If you have $ and you earn a rate of return of 20% in the first year and a rate of return of 20% the following year, how much money will you have?
$! \$ 5\xrightarrow{} \$ 5 ( 1 + 0.2 ) \xrightarrow{} \$ 5 ( 1 + 0.2)^2 $!
This is called "Compound interest rate"
Q10: If your first year rate of return in 20%, and next year is 50%, is your rate of return 70%?
–> no! it is (1 + 0.2)(1 + 0.5) - 1 = 0.8 !
Q11: What is the compounding formula to get $$r_{0,x}$$?
$!1 + r_{0,x} = (1 + r_1)(1 + r_2) \dots (1 + r_x)$!
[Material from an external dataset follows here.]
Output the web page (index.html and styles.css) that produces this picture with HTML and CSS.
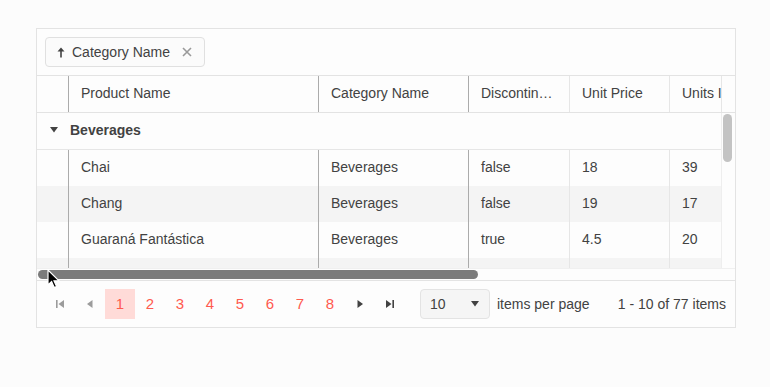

For small $$x$$, we have the following approximation:
$!(1 + x)^n ~ 1 + nx$!
Q12: If the annual interest rate is 14%, what is the daily rate?
$! (1 + r)^{365} = 1.14$! $!r = 0.14/365 = 0.0359%$!
Q13: Is compounding more like "adding" or "averaging"? its more like adding.
Warning : Convention and Jargon
Sometimes, it is obvious that people mean, sometimes interest rates are intentionally obscure in order to deceive you.
Q14: A bank quotes you 8% interest per year, what will you end up with 100$ investment?
The question is vague. we need compunding frequency information:
if daily : $$(1 + 8/365)^{365} = 1 + 0.0833 \neq 0.08$$...
Interest Quotes (NOT RATES) Some bank posts 8% as "pseudo interest rate", the actually interest rate will be (if compounded daily) 8.33%. This is called "actual interest rate" or Effective Annual Yield(rate).